The most effective way to implement antimicrobial stewardship is not known at this point in time, but is probably strongly influenced by local practices, history and culture. Both ID physicians (not involved in antimicrobial stewardship) and ASPs should ideally support the concept of antimicrobial stewardship and appropriate prescription of antimicrobial agents[1, 7]. However, there may be differences in the perceived importance of various aspects of clinical care, leading at times to radically different antimicrobial prescribing recommendations. As an example, institutional antimicrobial resistance rates and the differential costs of antibiotics may matter far less to an ID physician than an ASP, resulting in a more conservative approach to de-escalating or stopping antibiotics in patients that have more complications or a slower clinical response, regardless of culture results.
In an institution with both ID physicians and an ASP, there may also be professional friction if one is seen to encroach on the clinical domain of the other. Patients’ primary physicians may also be confused if conflicting recommendations were received from the ID physicians and the ASP. In the majority of local institutions, the ASPs do not audit patients who are under the active review of an ID physician (data not shown). Nonetheless, there may be benefits for patients – particularly in large clinical institutions with high patient workload – if ASPs and ID physicians provide independent reviews and cross-checks, providing an answer to the perennial question of "quis custodiet ipsos custodes" (who shall watch the watchmen) in the context of antimicrobial prescribing and stewardship. Our results suggest that such an approach can be complementary. Concordant recommendations were made for the vast majority of patients reviewed by both ASP and ID physicians. Where recommendations have differed, patients did not have worse outcomes when the ASP’s recommendations were preferred. Although patients where the ASP recommendations were accepted appeared to have better clinical response at Day 7 post-recommendation, it is plausible that this is confounded by primary physicians preferring ID physicians’ recommendations over ASP recommendations in the setting where patients had been more ill or were clinically deteriorating. Unfortunately there were insufficient data and patients to clarify this. Anecdotally, primary physician confusion was minimal, with most teams recognizing the different roles and review processes of the ID physicians and the ASP.

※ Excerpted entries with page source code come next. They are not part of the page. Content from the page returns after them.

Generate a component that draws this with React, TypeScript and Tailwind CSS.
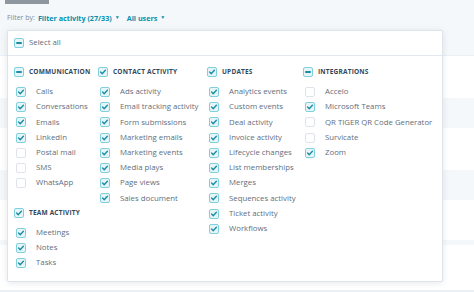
import React from "react";

type S = "on" | "off" | "mixed";

function Box({ state }: { state: S }) {
  if (state === "off")
    return <span className="w-[10px] h-[10px] shrink-0 rounded-[2px] border border-[#dfe3eb] bg-white" />;
  return (
    <span className="w-[10px] h-[10px] shrink-0 rounded-[2px] border border-[#7fcfdd] bg-[#e5f5f8] flex items-center justify-center">
      {state === "on" ? (
        <svg width="8" height="8" viewBox="0 0 8 8">
          <path d="M1.6 4.1 L3.2 5.7 L6.4 2.3" stroke="#1f8ca6" strokeWidth="1.4" fill="none" strokeLinecap="round" strokeLinejoin="round" />
        </svg>
      ) : (
        <span className="w-[6px] h-[1.5px] bg-[#1f8ca6] rounded-[1px]" />
      )}
    </span>
  );
}

function Header({ label, state }: { label: string; state: S }) {
  return (
    <div className="h-[16px] flex items-center gap-[5px]">
      <Box state={state} />
      <span className="text-[6.5px] font-bold tracking-[0.03em] text-[#33475b] whitespace-nowrap">{label}</span>
    </div>
  );
}

function Items({ items }: { items: [string, S][] }) {
  return (
    <div className="mt-[4.5px] flex flex-col">
      {items.map(([t, s]) => (
        <div key={t} className="h-[15.2px] flex items-center pl-[2px] gap-[10px]">
          <Box state={s} />
          <span className="text-[7.8px] text-[#5f6e7d] whitespace-nowrap">{t}</span>
        </div>
      ))}
    </div>
  );
}

export default function App() {
  return (
    <div className="relative w-[474px] h-[292px] overflow-hidden bg-white font-['Open_Sans',sans-serif]">
      <div className="flex flex-col">
        <div className="h-[55px] bg-[#f5f8fa] flex flex-col">
          <div className="ml-[5px] w-[44px] h-[4px] bg-[#8e979f]" />
          <div className="h-[28px] flex items-center pl-[7px]">
            <span className="text-[#7c8a98] text-[7px]">Filter by:</span>
            <span className="ml-[3px] font-bold text-[#0091ae] text-[7.2px]">Filter activity (27/33)</span>
            <span className="ml-[3px] text-[#0091ae] text-[5px]">▼</span>
            <span className="ml-[7px] font-bold text-[#0091ae] text-[7.2px]">All users</span>
            <span className="ml-[3px] text-[#0091ae] text-[5px]">▼</span>
          </div>
        </div>
        <div className="h-[43px] bg-white border-t border-[#eaf0f6]" />
        <div className="h-[30px] bg-[#f5f8fa]" />
        <div className="h-[42px] bg-white" />
        <div className="h-[30px] bg-[#f5f8fa]" />
        <div className="h-[40px] bg-white" />
        <div className="h-[5px] bg-[#f5f8fa]" />
        <div className="h-[45px] bg-white" />
        <div className="h-[2px] bg-[#eaf0f6]" />
      </div>

      <div className="absolute left-[7px] top-[30px] w-[436px] h-[252px] bg-white border border-[#dfe3eb] rounded-[2px] shadow-[0_1px_6px_rgba(45,62,80,0.12)] flex flex-col">
        <div className="h-[25px] shrink-0 flex items-center pl-[6px] gap-[5px] border-b border-[#e3e8ee]">
          <Box state="mixed" />
          <span className="text-[7.8px] text-[#5f6e7d]">Select all</span>
        </div>
        <div className="flex pl-[6px] pt-[8px]">
          <div className="w-[84px] shrink-0 flex flex-col">
            <Header label="COMMUNICATION" state="mixed" />
            <Items
              items={[
                ["Calls", "on"],
                ["Conversations", "on"],
                ["Emails", "on"],
                ["LinkedIn", "on"],
                ["Postal mail", "off"],
                ["SMS", "off"],
                ["WhatsApp", "off"],
              ]}
            />
            <div className="mt-[14px]">
              <Header label="TEAM ACTIVITY" state="on" />
              <Items
                items={[
                  ["Meetings", "on"],
                  ["Notes", "on"],
                  ["Tasks", "on"],
                ]}
              />
            </div>
          </div>
          <div className="w-[109px] shrink-0 flex flex-col">
            <Header label="CONTACT ACTIVITY" state="on" />
            <Items
              items={[
                ["Ads activity", "on"],
                ["Email tracking activity", "on"],
                ["Form submissions", "on"],
                ["Marketing emails", "on"],
                ["Marketing events", "on"],
                ["Media plays", "on"],
                ["Page views", "on"],
                ["Sales document", "on"],
              ]}
            />
          </div>
          <div className="w-[96px] shrink-0 flex flex-col">
            <Header label="UPDATES" state="on" />
            <Items
              items={[
                ["Analytics events", "on"],
                ["Custom events", "on"],
                ["Deal activity", "on"],
                ["Invoice activity", "on"],
                ["Lifecycle changes", "on"],
                ["List memberships", "on"],
                ["Merges", "on"],
                ["Sequences activity", "on"],
                ["Ticket activity", "on"],
                ["Workflows", "on"],
              ]}
            />
          </div>
          <div className="flex-1 flex flex-col">
            <Header label="INTEGRATIONS" state="mixed" />
            <Items
              items={[
                ["Accelo", "off"],
                ["Microsoft Teams", "on"],
                ["QR TIGER QR Code Generator", "off"],
                ["Survicate", "off"],
                ["Zoom", "on"],
              ]}
            />
          </div>
        </div>
      </div>
    </div>
  );
}
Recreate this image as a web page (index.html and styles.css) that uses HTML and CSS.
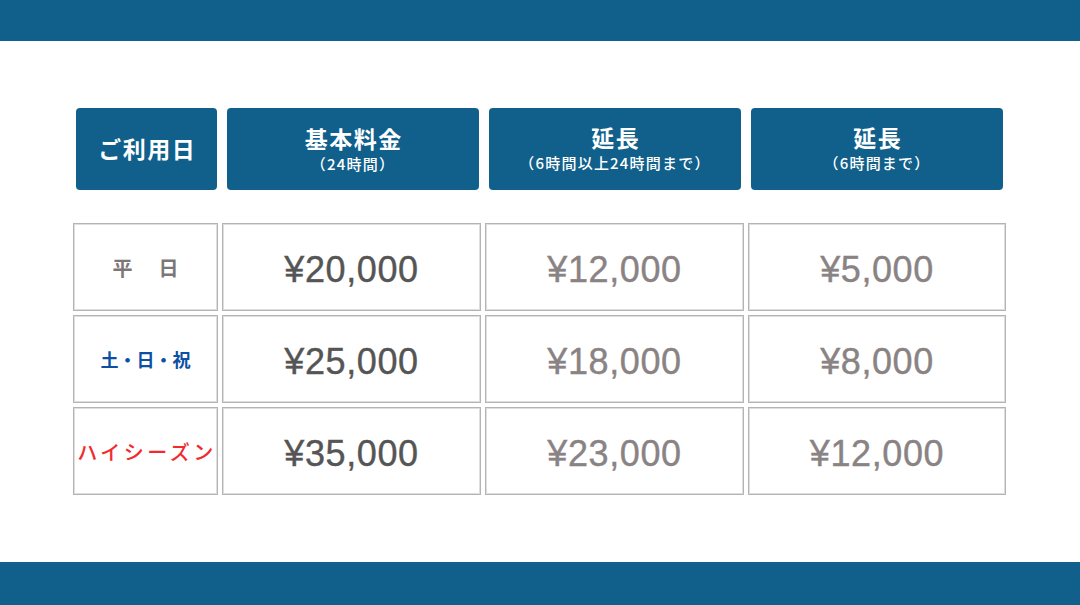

A compromise approach would be to initiate discussions between ID physicians and the ASP each time there is a disagreement about antimicrobial prescribing recommendations. This will reduce although probably not eliminate conflicting recommendations to the patients’ primary physicians, and may be ideal in most institutional settings where the clinical workload is not overwhelming.
Our other results are unsurprising in finding that higher age and having a hematological or oncological (the patients mostly had hematological malignancies) condition were associated with subsequent clinical deterioration, and most unplanned admissions for patients from this department were for the development of febrile neutropenia post-chemotherapy. Because data for calculating acute physiological scores were not collected as part of the study, and the number of deaths was relatively small, there were no significant co-variates associated with 30-day mortality found.
Our audit is primarily limited by the relatively small patient numbers and the methodology. The definition of clinical deterioration was also very broad and data collection for this variable was performed as a routine function of the ASP (and therefore not blinded with respect to whether ASP recommendations were accepted). Nonetheless, the results appear robust and it is difficult if not impossible to run a prospective study within a single institution – perhaps cluster randomization will be required to determine if an approach of independent reviews and recommendations by both ID physicians and ASPs will positively benefit clinical care. We have also not rigorously audited the results in terms of the cost-savings of ASP recommendations vis-à-vis ID physicians’ recommendations. One final major limitation of this audit is that the findings may not be applicable outside of our institution or country, as cultural differences may significantly affect the success or failure of such practices.
In conclusion, we have demonstrated that independent reviews by both ID physicians and ASPs can be compatible within a large tertiary university hospital, providing primary physicians even in situations of conflicting recommendations viable alternative antimicrobial prescribing recommendations. This approach will also not result in social or professional conflict between ID physicians and ASPs provided that communication is good. Initiating early discussions between ID physicians and ASPs in situations where antimicrobial prescribing advice differs may significantly reduce the number of conflicting recommendations.